We will send you notices and other correspondence to the details that you submit to us, or that you notify us of from time-to-time. It is your responsibility to update its contact details as they change.

A consent, notice or communication under this Agreement is effective if it is sent as an electronic communication unless required to be physically delivered under law.

Notices must be sent to a party’s most recent known contact details.

You may not assign or otherwise create an interest in this Agreement without our written consent.

We may assign or otherwise create an interest in its rights under this Agreement by giving written notice to you.

20. General

Prevalence. Each party to this Agreement agrees to the clauses in the Important Terms and the Special Conditions. The Important Terms, any Special Conditions and the General Conditions form a single legal agreement. To the extent that the Important Terms or the Special Conditions are inconsistent with the General Conditions, the terms of the Important Terms will prevail. To the extent that the Special Conditions are inconsistent with the Important Terms, the Special Conditions will prevail.

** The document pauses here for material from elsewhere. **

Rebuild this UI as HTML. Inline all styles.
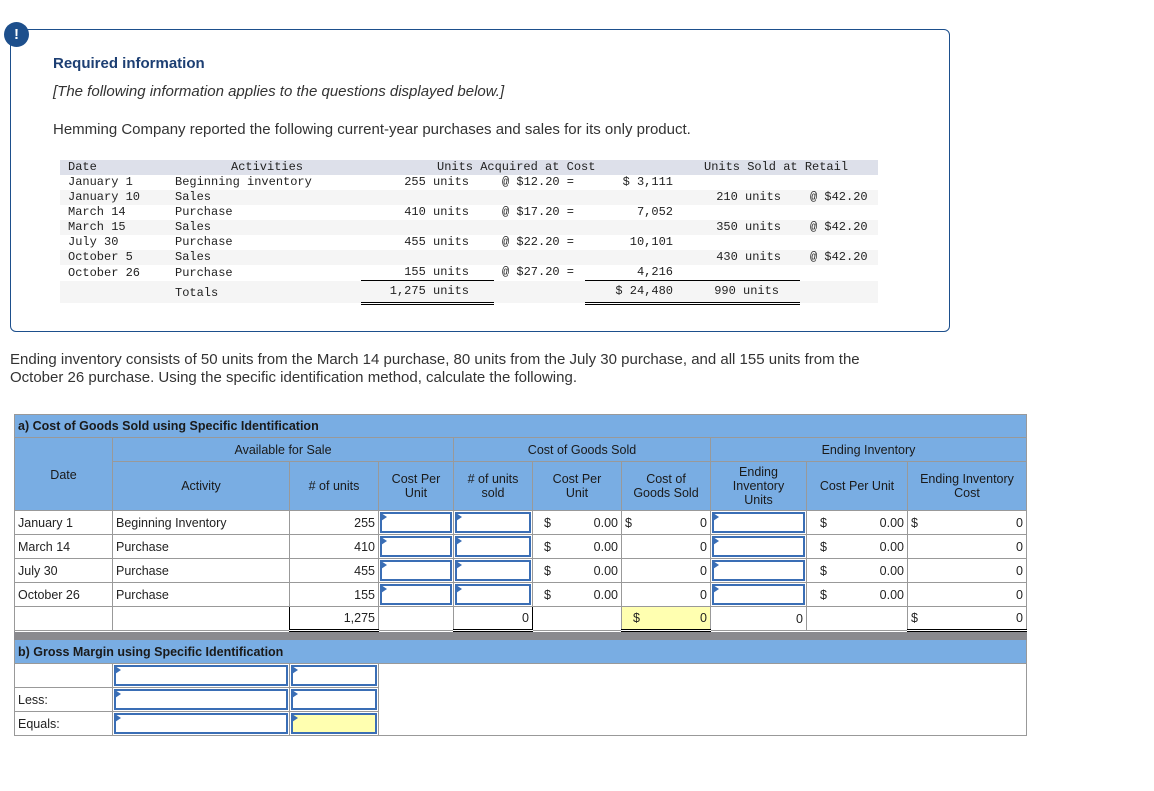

Disclaimer. Each party acknowledges that it has not relied on any representation, warranty or statement made by any other party, other than as set out in this Agreement.

Relationship. The relationship of the parties to this Agreement does not form a joint venture or partnership.

Waiver. No clause of this Agreement will be deemed waived and no breach excused unless such waiver or consent is provided in writing.

Further Assurances. Each party must do anything necessary (including executing agreements and documents) to give full effect to this Agreement and the transaction facilitated by it.

Governing Law. This Agreement is governed by the laws of the state of Victoria, Australia. Each of the parties hereby submits to the non-exclusive jurisdiction of courts with jurisdiction there.

Severability. Any clause of this Agreement, which is invalid or unenforceable is ineffective to the extent of the invalidity or unenforceability without affecting the remaining clauses of this Agreement.